■ WORK TO COMPLETE
Every line containing the word "components" needs to be found and copied.

■ INFORMATION PROVIDED
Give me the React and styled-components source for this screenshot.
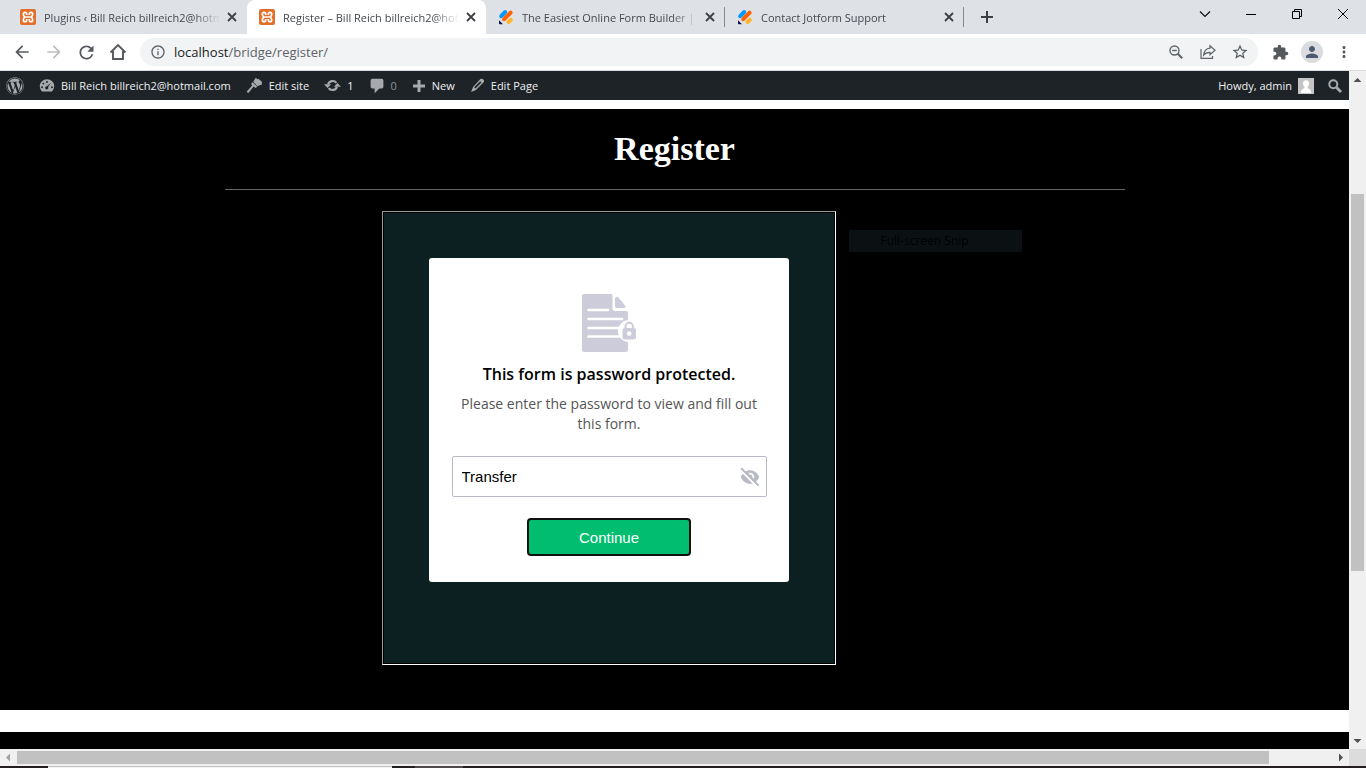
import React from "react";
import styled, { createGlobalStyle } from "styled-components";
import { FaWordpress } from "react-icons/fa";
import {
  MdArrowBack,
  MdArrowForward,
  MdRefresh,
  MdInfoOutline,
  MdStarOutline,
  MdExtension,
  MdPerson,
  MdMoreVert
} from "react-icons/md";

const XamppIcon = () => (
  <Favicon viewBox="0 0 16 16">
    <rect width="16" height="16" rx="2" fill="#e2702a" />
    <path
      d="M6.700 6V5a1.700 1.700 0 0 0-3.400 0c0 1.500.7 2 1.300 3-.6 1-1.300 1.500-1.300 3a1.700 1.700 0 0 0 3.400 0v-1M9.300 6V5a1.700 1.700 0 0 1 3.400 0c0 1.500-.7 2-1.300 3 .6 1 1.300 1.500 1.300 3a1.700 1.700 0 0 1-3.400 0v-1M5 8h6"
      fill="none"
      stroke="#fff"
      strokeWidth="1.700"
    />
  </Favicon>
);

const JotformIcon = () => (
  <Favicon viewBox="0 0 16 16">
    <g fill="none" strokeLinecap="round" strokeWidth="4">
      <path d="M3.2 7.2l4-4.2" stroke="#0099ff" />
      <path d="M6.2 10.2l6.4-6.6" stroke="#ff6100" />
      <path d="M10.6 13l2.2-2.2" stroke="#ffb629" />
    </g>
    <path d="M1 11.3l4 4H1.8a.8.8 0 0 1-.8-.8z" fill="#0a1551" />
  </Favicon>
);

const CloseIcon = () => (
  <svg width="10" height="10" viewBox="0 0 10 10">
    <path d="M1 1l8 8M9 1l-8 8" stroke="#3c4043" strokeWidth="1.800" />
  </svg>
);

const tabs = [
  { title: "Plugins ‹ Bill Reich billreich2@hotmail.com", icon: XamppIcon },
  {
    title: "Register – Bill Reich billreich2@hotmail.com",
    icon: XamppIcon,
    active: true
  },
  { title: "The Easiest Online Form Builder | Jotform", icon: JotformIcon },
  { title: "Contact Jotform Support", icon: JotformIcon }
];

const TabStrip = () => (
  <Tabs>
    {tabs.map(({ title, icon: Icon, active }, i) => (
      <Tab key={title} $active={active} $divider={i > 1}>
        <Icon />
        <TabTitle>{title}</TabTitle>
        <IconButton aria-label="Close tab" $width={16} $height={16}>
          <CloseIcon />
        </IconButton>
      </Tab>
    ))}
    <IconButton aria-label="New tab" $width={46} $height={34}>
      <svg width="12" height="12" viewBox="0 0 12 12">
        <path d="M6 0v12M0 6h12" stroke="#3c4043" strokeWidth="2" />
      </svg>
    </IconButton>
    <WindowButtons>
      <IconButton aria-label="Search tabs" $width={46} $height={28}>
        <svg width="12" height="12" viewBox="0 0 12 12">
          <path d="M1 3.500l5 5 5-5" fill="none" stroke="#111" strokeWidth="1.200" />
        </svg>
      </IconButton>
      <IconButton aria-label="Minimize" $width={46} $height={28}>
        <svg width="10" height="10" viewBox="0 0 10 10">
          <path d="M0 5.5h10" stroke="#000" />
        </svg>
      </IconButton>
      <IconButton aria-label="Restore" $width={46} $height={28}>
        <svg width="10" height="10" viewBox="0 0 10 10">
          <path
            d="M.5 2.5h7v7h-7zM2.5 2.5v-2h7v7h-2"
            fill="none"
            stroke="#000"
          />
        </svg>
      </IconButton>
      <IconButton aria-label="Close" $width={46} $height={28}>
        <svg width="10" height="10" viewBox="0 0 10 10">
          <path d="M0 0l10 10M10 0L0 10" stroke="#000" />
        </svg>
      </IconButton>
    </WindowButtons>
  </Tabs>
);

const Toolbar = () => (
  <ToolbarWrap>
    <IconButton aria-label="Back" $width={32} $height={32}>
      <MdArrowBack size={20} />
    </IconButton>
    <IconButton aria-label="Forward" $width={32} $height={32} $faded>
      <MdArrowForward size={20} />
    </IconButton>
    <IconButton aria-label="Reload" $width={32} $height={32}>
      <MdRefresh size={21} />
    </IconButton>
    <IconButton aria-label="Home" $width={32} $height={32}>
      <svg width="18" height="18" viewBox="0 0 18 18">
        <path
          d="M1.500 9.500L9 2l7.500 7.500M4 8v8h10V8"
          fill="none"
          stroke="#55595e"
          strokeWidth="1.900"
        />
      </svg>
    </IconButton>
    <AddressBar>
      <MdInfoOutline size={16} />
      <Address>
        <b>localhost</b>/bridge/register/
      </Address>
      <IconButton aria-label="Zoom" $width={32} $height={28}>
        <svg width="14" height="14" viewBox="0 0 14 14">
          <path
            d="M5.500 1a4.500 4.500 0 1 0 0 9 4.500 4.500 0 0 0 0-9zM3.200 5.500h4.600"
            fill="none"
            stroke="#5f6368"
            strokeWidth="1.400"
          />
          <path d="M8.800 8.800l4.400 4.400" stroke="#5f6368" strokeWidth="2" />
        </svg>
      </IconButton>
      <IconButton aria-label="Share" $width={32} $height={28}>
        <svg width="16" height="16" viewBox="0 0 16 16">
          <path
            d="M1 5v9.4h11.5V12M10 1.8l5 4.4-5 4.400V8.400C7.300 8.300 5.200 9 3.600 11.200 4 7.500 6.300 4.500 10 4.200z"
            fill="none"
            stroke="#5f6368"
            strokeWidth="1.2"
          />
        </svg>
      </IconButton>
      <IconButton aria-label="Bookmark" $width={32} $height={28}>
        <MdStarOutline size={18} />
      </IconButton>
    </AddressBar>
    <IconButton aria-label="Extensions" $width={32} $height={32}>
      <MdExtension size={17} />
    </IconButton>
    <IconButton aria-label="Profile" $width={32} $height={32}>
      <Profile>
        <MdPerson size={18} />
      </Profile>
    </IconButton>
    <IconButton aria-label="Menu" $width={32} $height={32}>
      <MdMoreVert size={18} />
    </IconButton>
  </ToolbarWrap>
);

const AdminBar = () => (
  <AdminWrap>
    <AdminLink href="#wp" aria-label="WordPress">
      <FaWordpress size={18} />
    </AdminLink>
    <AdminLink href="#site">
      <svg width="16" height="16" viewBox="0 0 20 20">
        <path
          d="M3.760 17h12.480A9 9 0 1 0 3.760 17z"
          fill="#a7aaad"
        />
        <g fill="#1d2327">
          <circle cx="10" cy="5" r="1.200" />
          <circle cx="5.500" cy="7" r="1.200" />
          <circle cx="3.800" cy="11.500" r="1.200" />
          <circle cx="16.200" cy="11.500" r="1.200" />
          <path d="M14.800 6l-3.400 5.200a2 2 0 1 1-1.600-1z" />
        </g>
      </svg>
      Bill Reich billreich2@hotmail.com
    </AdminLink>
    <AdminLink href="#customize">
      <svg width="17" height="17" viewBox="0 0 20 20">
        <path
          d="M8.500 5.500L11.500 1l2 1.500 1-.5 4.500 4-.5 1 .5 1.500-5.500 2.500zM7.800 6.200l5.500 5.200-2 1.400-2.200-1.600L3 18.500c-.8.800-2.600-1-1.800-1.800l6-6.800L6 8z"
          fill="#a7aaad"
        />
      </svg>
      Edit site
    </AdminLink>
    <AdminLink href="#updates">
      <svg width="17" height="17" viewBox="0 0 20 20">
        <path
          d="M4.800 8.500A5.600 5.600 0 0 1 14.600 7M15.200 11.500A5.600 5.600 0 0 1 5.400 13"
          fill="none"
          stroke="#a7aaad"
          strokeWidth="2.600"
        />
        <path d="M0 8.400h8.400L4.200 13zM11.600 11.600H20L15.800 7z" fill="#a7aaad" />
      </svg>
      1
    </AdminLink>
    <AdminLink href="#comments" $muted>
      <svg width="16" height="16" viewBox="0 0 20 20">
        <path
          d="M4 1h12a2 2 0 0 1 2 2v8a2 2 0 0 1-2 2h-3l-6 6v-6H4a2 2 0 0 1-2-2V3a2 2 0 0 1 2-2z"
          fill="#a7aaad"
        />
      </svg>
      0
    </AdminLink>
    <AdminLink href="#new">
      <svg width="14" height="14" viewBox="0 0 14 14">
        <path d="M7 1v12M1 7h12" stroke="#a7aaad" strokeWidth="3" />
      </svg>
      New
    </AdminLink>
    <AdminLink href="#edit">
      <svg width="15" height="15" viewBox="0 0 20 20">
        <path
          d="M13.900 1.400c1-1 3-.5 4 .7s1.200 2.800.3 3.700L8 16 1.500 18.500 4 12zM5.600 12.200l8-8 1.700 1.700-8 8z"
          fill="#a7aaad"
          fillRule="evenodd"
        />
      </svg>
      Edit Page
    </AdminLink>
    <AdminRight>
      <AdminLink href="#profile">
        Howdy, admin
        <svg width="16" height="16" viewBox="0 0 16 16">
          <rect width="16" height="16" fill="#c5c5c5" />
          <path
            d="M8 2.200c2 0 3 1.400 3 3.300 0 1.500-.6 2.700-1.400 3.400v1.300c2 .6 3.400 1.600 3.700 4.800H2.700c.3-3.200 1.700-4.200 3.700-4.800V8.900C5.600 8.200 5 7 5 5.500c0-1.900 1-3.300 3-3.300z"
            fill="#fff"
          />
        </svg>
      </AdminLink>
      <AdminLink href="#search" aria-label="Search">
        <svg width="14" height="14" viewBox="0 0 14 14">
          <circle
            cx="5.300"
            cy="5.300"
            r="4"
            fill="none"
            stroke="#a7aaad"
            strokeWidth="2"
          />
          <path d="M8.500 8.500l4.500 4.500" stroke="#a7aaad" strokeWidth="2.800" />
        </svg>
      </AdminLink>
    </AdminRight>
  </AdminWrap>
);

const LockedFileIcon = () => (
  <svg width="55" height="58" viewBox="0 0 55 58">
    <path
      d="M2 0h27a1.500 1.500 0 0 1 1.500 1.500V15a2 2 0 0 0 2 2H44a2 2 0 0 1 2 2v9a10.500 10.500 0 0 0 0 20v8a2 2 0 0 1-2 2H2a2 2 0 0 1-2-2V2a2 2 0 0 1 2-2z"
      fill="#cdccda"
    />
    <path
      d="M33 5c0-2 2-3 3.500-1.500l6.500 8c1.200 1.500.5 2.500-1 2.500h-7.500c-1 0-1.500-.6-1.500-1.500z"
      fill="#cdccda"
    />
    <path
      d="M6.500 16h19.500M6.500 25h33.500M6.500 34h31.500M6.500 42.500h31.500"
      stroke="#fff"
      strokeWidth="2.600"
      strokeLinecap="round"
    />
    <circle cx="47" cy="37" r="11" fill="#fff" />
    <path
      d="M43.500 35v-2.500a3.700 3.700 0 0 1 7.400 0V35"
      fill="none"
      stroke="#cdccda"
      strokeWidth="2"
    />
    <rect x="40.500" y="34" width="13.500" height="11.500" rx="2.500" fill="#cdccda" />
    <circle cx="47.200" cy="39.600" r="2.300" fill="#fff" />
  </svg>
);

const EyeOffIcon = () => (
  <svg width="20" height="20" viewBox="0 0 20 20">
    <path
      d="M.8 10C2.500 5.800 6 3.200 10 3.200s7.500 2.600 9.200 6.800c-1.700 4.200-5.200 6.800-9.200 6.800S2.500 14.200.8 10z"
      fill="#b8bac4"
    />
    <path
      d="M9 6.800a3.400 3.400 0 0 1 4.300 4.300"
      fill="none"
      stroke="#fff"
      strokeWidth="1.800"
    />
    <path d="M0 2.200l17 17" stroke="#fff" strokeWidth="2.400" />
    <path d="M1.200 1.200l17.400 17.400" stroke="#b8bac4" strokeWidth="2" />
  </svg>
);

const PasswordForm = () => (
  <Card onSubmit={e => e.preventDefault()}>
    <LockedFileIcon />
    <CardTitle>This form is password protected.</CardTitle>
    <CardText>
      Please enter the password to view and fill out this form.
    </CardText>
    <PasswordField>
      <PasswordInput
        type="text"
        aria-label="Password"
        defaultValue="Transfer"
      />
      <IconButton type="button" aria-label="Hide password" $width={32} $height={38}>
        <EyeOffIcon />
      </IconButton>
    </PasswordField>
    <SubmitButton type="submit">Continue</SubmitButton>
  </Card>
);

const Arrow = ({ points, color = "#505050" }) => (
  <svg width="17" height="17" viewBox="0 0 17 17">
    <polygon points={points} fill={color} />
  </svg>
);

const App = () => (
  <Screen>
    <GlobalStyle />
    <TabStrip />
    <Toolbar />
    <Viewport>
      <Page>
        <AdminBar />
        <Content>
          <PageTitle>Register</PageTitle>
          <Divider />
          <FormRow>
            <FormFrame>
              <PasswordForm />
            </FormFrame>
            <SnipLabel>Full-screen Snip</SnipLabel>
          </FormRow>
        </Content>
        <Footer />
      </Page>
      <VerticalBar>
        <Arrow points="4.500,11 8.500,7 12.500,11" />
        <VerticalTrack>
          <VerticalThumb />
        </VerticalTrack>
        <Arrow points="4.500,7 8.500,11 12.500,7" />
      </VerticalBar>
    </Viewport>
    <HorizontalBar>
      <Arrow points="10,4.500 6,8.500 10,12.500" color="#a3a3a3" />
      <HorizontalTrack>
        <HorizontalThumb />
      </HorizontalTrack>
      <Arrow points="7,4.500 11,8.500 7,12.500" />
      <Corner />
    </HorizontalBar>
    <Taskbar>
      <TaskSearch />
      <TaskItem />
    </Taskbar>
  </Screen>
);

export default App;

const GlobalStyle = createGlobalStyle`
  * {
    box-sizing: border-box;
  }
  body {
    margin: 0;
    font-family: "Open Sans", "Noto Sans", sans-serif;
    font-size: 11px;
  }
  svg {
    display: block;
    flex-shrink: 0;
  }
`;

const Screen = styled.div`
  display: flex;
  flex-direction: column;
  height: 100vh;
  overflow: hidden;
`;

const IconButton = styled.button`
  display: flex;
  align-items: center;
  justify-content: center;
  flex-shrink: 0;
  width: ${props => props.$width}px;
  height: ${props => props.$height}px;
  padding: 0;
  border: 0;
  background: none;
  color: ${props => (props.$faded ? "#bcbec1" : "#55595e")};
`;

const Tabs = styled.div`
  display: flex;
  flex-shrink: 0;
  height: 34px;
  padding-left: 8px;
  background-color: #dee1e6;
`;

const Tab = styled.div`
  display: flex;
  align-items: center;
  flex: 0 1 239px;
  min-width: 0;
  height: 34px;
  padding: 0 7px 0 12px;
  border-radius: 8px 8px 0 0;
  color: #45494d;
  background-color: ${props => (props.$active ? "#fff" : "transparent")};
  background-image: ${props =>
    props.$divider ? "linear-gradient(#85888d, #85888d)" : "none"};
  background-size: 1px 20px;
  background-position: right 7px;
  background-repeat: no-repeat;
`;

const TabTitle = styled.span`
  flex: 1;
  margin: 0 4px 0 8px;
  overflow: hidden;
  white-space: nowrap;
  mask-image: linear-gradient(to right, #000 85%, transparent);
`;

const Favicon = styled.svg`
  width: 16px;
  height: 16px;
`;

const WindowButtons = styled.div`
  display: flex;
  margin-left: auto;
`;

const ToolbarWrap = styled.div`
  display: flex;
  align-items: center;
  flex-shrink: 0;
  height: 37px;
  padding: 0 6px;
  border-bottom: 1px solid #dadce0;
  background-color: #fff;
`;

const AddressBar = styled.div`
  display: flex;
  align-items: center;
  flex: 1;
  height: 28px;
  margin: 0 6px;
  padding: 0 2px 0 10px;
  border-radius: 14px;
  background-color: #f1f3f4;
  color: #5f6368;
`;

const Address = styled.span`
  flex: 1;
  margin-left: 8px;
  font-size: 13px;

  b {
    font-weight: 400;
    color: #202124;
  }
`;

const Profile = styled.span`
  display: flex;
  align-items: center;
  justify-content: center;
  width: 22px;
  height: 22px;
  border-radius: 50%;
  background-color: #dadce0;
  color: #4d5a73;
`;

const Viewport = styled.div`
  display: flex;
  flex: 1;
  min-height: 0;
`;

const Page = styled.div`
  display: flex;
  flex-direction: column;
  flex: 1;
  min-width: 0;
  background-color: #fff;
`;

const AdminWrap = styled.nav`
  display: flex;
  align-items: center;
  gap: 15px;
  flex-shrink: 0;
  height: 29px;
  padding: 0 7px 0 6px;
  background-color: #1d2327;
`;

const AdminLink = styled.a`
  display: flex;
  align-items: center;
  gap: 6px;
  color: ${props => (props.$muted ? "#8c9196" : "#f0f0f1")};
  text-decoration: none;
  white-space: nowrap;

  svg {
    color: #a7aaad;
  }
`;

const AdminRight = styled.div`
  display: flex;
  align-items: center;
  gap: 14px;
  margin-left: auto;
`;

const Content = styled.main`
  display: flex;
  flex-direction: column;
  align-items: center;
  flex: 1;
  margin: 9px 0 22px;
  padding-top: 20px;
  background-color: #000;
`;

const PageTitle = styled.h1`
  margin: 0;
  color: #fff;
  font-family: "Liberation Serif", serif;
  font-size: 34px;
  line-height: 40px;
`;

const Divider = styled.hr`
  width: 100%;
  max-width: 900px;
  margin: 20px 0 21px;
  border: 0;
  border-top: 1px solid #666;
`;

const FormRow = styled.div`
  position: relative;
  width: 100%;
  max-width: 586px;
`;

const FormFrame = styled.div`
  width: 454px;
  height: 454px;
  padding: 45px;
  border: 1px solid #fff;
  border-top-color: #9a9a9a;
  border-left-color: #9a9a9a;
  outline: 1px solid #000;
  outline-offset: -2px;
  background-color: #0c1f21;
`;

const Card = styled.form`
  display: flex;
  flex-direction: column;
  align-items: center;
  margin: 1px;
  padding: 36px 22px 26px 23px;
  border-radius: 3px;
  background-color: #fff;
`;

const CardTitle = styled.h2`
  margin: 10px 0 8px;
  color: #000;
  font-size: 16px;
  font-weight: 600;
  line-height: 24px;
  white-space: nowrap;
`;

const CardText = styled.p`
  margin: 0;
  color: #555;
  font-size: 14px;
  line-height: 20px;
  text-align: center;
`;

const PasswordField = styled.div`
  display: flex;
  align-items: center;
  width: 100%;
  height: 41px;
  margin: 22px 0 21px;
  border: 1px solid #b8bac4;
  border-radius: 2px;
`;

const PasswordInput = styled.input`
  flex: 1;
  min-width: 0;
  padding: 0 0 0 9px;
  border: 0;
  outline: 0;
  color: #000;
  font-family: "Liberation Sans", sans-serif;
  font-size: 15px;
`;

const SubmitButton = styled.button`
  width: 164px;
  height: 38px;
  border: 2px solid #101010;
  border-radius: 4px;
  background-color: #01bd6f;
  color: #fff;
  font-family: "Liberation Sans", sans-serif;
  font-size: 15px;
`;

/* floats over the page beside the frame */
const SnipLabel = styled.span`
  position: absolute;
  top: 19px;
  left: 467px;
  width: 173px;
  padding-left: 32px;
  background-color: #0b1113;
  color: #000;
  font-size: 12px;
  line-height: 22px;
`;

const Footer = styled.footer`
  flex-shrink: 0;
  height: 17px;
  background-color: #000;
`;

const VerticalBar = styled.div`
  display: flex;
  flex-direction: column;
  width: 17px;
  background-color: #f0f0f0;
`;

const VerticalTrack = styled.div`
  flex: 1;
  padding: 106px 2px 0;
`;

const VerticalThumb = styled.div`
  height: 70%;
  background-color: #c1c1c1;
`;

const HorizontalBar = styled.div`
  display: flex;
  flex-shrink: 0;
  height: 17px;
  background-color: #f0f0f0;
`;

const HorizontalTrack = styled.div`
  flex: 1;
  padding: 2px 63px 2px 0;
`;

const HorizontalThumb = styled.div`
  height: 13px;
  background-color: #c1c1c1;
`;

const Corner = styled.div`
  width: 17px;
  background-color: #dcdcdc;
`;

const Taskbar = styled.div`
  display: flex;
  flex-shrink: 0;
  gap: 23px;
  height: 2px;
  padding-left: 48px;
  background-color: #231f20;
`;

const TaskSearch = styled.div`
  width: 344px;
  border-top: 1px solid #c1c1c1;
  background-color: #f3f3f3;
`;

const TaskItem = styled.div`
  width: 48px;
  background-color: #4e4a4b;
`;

■ EXPECTED OUTPUT
Give me the React and styled-components source for this screenshot.
import styled, { createGlobalStyle } from "styled-components";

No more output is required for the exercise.